Mr. and Mrs. McNutt and Mr. and Mrs. Grundy reached Florida last November after touching Bahai centres [sic] in Athens and Augusta, Ga., Jacksonville, St. Augustine, Stuart, Orlando, Lakeland and Indian Rocks, Fla. They purchased a charming home in Miami and with the cooperation of the Atwater family, Mrs. Kretz, Miss Sunshine, and other friends, established a new spiritual assembly in that city. Fine meetings for inquirers have been held in thier [sic] home throughout the entire Winter, and a weekly meeting is being conducted regularly at the Dorsey Hotel, a centre for the progressive Negro population of this Southern metropolis. Its owner, Mr. D. A. Dorsey, is a colored financier, highly regarded by all the promoters of Greater Miami. Having accumulated more than five million dollars, [Mr. Dorsey] is now actively engaged in founding a Model Negro City near Miami, in which he has donated a site for a [Baha’i House of Worship]. – Louise D. Boyle, Agnes Parsons, and Louis Gregory, Report of Southern Regional Teaching Committee, April 15, 1926), quoted in the minutes of the “Eighteenth Annual Convention of the Baha’is of the United States and Canada April 29—May 2, 1926.

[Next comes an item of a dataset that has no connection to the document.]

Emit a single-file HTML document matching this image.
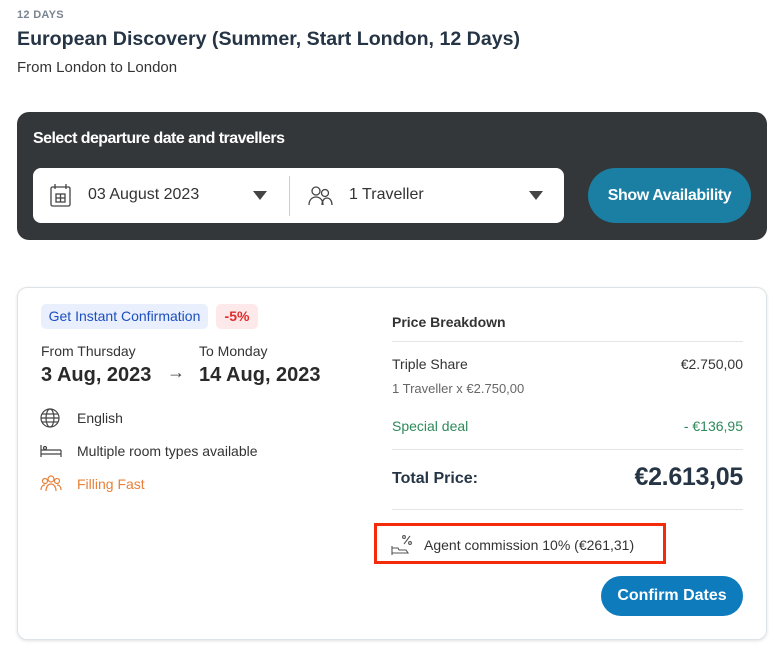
<!DOCTYPE html>
<html><head><meta charset="utf-8"><style>
*{margin:0;padding:0;box-sizing:border-box}
body{width:781px;height:651px;background:#fff;font-family:"Liberation Sans",Arial,sans-serif;position:relative;overflow:hidden;color:#333}
.a{position:absolute;white-space:nowrap}
</style></head><body>
<div class="a" style="left:17px;top:9px;font-size:11px;font-weight:bold;color:#7b8491;letter-spacing:0.3px">12 DAYS</div>
<div class="a" style="left:17px;top:28px;font-size:19.6px;font-weight:bold;color:#263545">European Discovery (Summer, Start London, 12 Days)</div>
<div class="a" style="left:17px;top:59px;font-size:15px;color:#333">From London to London</div>

<div class="a" style="left:17px;top:112px;width:750px;height:128px;background:#333739;border-radius:12px"></div>
<div class="a" style="left:33px;top:130px;font-size:16px;font-weight:bold;color:#fff;letter-spacing:-0.55px">Select departure date and travellers</div>
<div class="a" style="left:33px;top:168px;width:531px;height:55px;background:#fff;border-radius:8px"></div>
<div class="a" style="left:289px;top:176px;width:1px;height:40px;background:#ccc"></div>
<svg class="a" style="left:48px;top:183px" width="26" height="26" viewBox="0 0 26 26" fill="none" stroke="#444" stroke-width="1.3"><rect x="3" y="4" width="19" height="19" rx="1.5"/><line x1="7" y1="1" x2="7" y2="6"/><line x1="18" y1="1" x2="18" y2="6"/><rect x="8" y="11" width="9" height="8"/><line x1="12.5" y1="11" x2="12.5" y2="19"/><line x1="8" y1="15" x2="17" y2="15"/></svg>
<div class="a" style="left:88px;top:186px;font-size:16px;color:#333">03 August 2023</div>
<div class="a" style="left:253px;top:191px;width:0;height:0;border-left:7px solid transparent;border-right:7px solid transparent;border-top:9px solid #444"></div>
<svg class="a" style="left:308px;top:184px" width="26" height="24" viewBox="0 0 26 24" fill="none" stroke="#444" stroke-width="1.3"><circle cx="8" cy="7" r="4"/><path d="M1 21c0-5 3-8 7-8s7 3 7 8"/><circle cx="17" cy="9" r="3.5"/><path d="M14 21c0-4 2-7 5-7s5 3 5 7"/></svg>
<div class="a" style="left:349px;top:186px;font-size:16px;color:#333">1 Traveller</div>
<div class="a" style="left:529px;top:191px;width:0;height:0;border-left:7px solid transparent;border-right:7px solid transparent;border-top:9px solid #444"></div>
<div class="a" style="left:588px;top:168px;width:163px;height:55px;background:#1a7fa3;border-radius:28px;color:#fff;font-size:16px;font-weight:bold;text-align:center;line-height:55px;letter-spacing:-0.4px">Show Availability</div>

<div class="a" style="left:17px;top:287px;width:750px;height:353px;border:1px solid #dde3e6;border-radius:10px;box-shadow:0 1px 3px rgba(0,0,0,0.12)"></div>
<div class="a" style="left:41px;top:304px;width:167px;height:25px;background:#e9effc;border-radius:5px;color:#1c4fbf;font-size:14px;line-height:25px;text-align:center">Get Instant Confirmation</div>
<div class="a" style="left:216px;top:304px;width:42px;height:25px;background:#fde9ea;border-radius:5px;color:#e02c2c;font-size:14px;font-weight:bold;line-height:25px;text-align:center">-5%</div>
<div class="a" style="left:41px;top:343px;font-size:14px;color:#333">From Thursday</div>
<div class="a" style="left:199px;top:343px;font-size:14px;color:#333">To Monday</div>
<div class="a" style="left:41px;top:364px;font-size:20px;font-weight:bold;color:#2a2a2a">3 Aug, 2023</div>
<div class="a" style="left:167px;top:362px;font-size:18px;color:#444">→</div>
<div class="a" style="left:199px;top:364px;font-size:20px;font-weight:bold;color:#2a2a2a">14 Aug, 2023</div>
<svg class="a" style="left:40px;top:408px" width="22" height="22" viewBox="0 0 22 22" fill="none" stroke="#444" stroke-width="1.2"><circle cx="10" cy="10" r="9"/><ellipse cx="10" cy="10" rx="4" ry="9"/><line x1="1" y1="10" x2="19" y2="10"/><line x1="2" y1="6" x2="18" y2="6"/><line x1="2" y1="14" x2="18" y2="14"/></svg>
<div class="a" style="left:77px;top:410px;font-size:14px;color:#333">English</div>
<svg class="a" style="left:40px;top:444px" width="22" height="14" viewBox="0 0 22 14" fill="none" stroke="#444" stroke-width="1.2"><path d="M1 1v12M21 6v7M1 10h20M1 6h20"/><circle cx="5" cy="4" r="1.5"/></svg>
<div class="a" style="left:77px;top:443px;font-size:14px;color:#333">Multiple room types available</div>
<svg class="a" style="left:40px;top:474px" width="22" height="18" viewBox="0 0 22 18" fill="none" stroke="#e8803a" stroke-width="1.2"><circle cx="11" cy="5" r="3"/><circle cx="5" cy="7" r="2.5"/><circle cx="17" cy="7" r="2.5"/><path d="M6 17c0-4 2-7 5-7s5 3 5 7M1 16c0-3 1.5-5 4-5M21 16c0-3-1.5-5-4-5"/></svg>
<div class="a" style="left:77px;top:476px;font-size:14px;color:#e8803a">Filling Fast</div>

<div class="a" style="left:392px;top:314px;font-size:14px;font-weight:bold;color:#333">Price Breakdown</div>
<div class="a" style="left:392px;top:341px;width:351px;height:1px;background:#e2e5e8"></div>
<div class="a" style="left:392px;top:356px;font-size:14px;color:#333">Triple Share</div>
<div class="a" style="left:743px;top:356px;font-size:14px;color:#333;transform:translateX(-100%)">€2.750,00</div>
<div class="a" style="left:392px;top:381px;font-size:13px;color:#666">1 Traveller x €2.750,00</div>
<div class="a" style="left:392px;top:418px;font-size:14px;color:#2d8a5b">Special deal</div>
<div class="a" style="left:743px;top:418px;font-size:14px;color:#2d8a5b;transform:translateX(-100%)">- €136,95</div>
<div class="a" style="left:392px;top:449px;width:351px;height:1px;background:#e2e5e8"></div>
<div class="a" style="left:392px;top:470px;font-size:16px;font-weight:bold;color:#263545">Total Price:</div>
<div class="a" style="left:743px;top:463px;font-size:25px;font-weight:bold;color:#263545;transform:translateX(-100%);letter-spacing:-0.3px">€2.613,05</div>
<div class="a" style="left:392px;top:509px;width:351px;height:1px;background:#e2e5e8"></div>

<div class="a" style="left:374px;top:523px;width:292px;height:41px;border:3px solid #f52a0a"></div>
<svg class="a" style="left:391px;top:534px" width="22" height="22" viewBox="0 0 22 22" fill="none" stroke="#555" stroke-width="1.1"><path d="M1 12v9M1 19h16l-2-3H8l-1-2H1"/><circle cx="13" cy="3" r="1.4"/><circle cx="19" cy="9" r="1.4"/><line x1="19" y1="2" x2="13" y2="10"/></svg>
<div class="a" style="left:424px;top:537px;font-size:14px;color:#333">Agent commission 10% (€261,31)</div>
<div class="a" style="left:601px;top:576px;width:142px;height:40px;background:#0e7bbd;border-radius:20px;color:#fff;font-size:16px;font-weight:bold;text-align:center;line-height:40px">Confirm Dates</div>
</body></html>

This report goes on to mention “a cultured German, Mr. Max Eichenberg,” who decided to work with Mr. Dana Dorsey on this project. Both “have accepted the [Baha’i] teachings whole-heartedly through the labours of Mr. Gregory and Mr. McNutt.” The report also mentions a “Mrs. Lula Alexander, an illumined Negro woman recently confirmed and the Cause.” – Ibid., p. 74. The report then says that the African-American dean of the Harlem Renaissance and Baha’i Alain Locke “will make a return visit to the Daytona Industrial Institute in May, and at that time will visit Mr. Dorsey of Miami as his guest to confer on educational plans for the new city.” – Ibid., p. 76.

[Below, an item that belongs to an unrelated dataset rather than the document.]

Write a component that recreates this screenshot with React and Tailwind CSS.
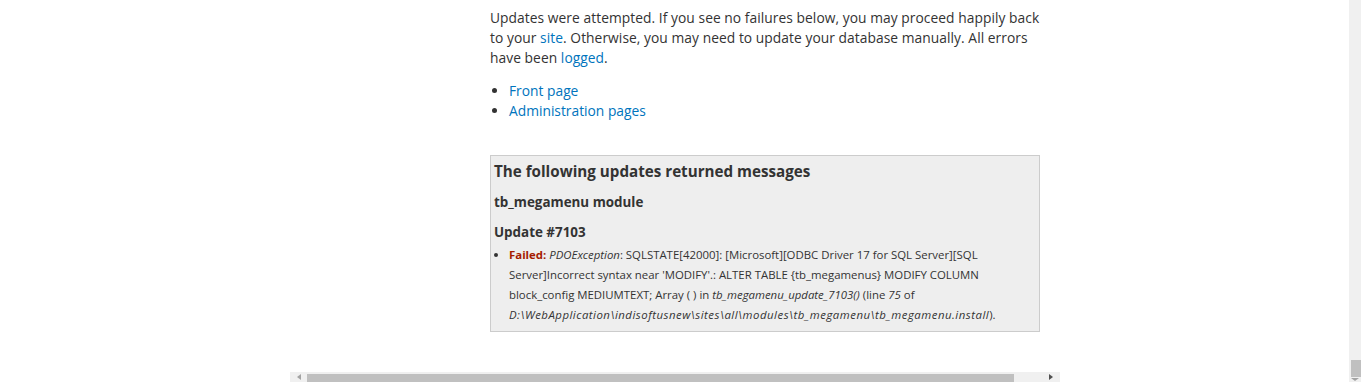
const link = "text-[#0074bd]";

export default function App() {
  return (
    <div className="flex h-[382px] w-full overflow-hidden bg-white font-['Open_Sans',sans-serif] text-[#333]">
      {/* page */}
      <div className="flex min-w-0 flex-1 flex-col">
        <div className="h-[372px] pl-[490px] pt-[8px]">
          <div className="w-[550px]">
            <p className="text-[13.8px] leading-[20px] tracking-[0.05px]">
              Updates were attempted. If you see no failures below, you may proceed happily back to your{" "}
              <a className={link}>site</a>. Otherwise, you may need to update your database manually. All errors have
              been <a className={link}>logged</a>.
            </p>
            <ul className="mt-[13px] list-disc pl-[19px] text-[13.8px] leading-[20px] marker:text-[#333]">
              <li>
                <a className={link}>Front page</a>
              </li>
              <li>
                <a className={link}>Administration pages</a>
              </li>
            </ul>

            <div className="mt-[34px] h-[177px] border border-[#ccc] bg-[#eee] px-[3px]">
              <h3 className="pt-[3px] text-[15.2px] font-bold leading-[24px]">The following updates returned messages</h3>
              <h4 className="mt-[9px] text-[13.4px] font-bold leading-[20px]">tb_megamenu module</h4>
              <h4 className="mt-[10px] text-[13.4px] font-bold leading-[20px]">Update #7103</h4>
              <ul className="mt-[3px] list-disc pl-[15px] text-[11.4px] leading-[20px]">
                <li>
                  <span className="font-bold text-[#a51b00]">Failed:</span> <em>PDOException</em>: SQLSTATE[42000]:
                  [Microsoft][ODBC Driver 17 for SQL Server][SQL Server]Incorrect syntax near 'MODIFY'.: ALTER TABLE
                  {" {tb_megamenus}"} MODIFY COLUMN block_config MEDIUMTEXT; Array ( ) in{" "}
                  <em>tb_megamenu_update_7103()</em> (line <em>75</em> of{" "}
                  <em className="tracking-[0.5px]">
                    D:\WebApplication\indisoftusnew\sites\all\modules\tb_megamenu\tb_megamenu.install
                  </em>
                  ).
                </li>
              </ul>
            </div>
          </div>
        </div>

        {/* horizontal scrollbar */}
        <div className="ml-[290px] flex h-[10px] w-[770px] items-end bg-[#f0f0f0]">
          <div className="flex h-[10px] w-[17px] items-center justify-center">
            <span className="h-0 w-0 border-y-[3px] border-r-[4px] border-y-transparent border-r-[#a3a3a3]" />
          </div>
          <div className="h-[8px] w-[707px] bg-[#c0c0c0]" />
          <div className="flex-1" />
          <div className="flex h-[10px] w-[18px] items-center justify-center">
            <span className="h-0 w-0 border-y-[3px] border-l-[4px] border-y-transparent border-l-[#505050]" />
          </div>
        </div>
      </div>

      {/* vertical scrollbar */}
      <div className="flex h-full w-[12px] flex-col justify-end bg-[#f0f0f0]">
        <div className="ml-[2px] h-[17px] bg-[#c0c0c0]" />
        <div className="flex h-[5px] items-center justify-center">
          <span className="h-0 w-0 border-x-[4px] border-t-[3px] border-x-transparent border-t-[#a3a3a3]" />
        </div>
      </div>
    </div>
  );
}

On Jan 17, 1928, a letter from the Miami LSA gives five names “who answer the qualifications in your letter”: Mrs. Margaret Atwater, Mr. William M. Atwater, Miss Corrinne d’Amour, Major A. C. Goggins (“colored”), and Mrs. Olive Kretz.
On April 11, 1928, Alma S. Knobloch wrote a letter listing four new believers “in the last six weeks”—one of who is named “D.A. Dorsey” (“colored”).
Also in 1928, the LSA election form lists only Mrs. Olive Kretz as Secretary. But, on the back, nine names are typewritten, with three individuals identified as “colored”: Mrs. S. E. Thompson, plus D.A. Dorsey and Major Goggins.
There is also a note that African-American and white believers “can not” meet together at that time. As for the difficulty in meeting interracially, the note goes on to say: “Alma Knobloch will explain fully how things were when she was here—they have not changed.”
Something very wrong happened in Miami during 1928. No further details are available at the time of this writing. Suffice it to say that the Miami Baha’is made notable and noble efforts to cross the racial divide under adverse circumstances. Perhaps there were threats from the Ku Klux Klan, which was very active in the greater Miami area during the period, as it was throughout the South and other parts of the United States. In any case, the inability of the Miami Baha’is to mix interracially in 1928, and afterward, would have been due to external forces beyond the immediate control of the Miami Baha’is themselves. This may explain why subsequent records from the Miami Baha’i community are silent regarding these illustrious African American Baha’is.
For a brief period of time, the Miami Baha’is succeeded in achieving and enjoying interracial harmony and friendship, which was far from the norm during the Jim Crow era.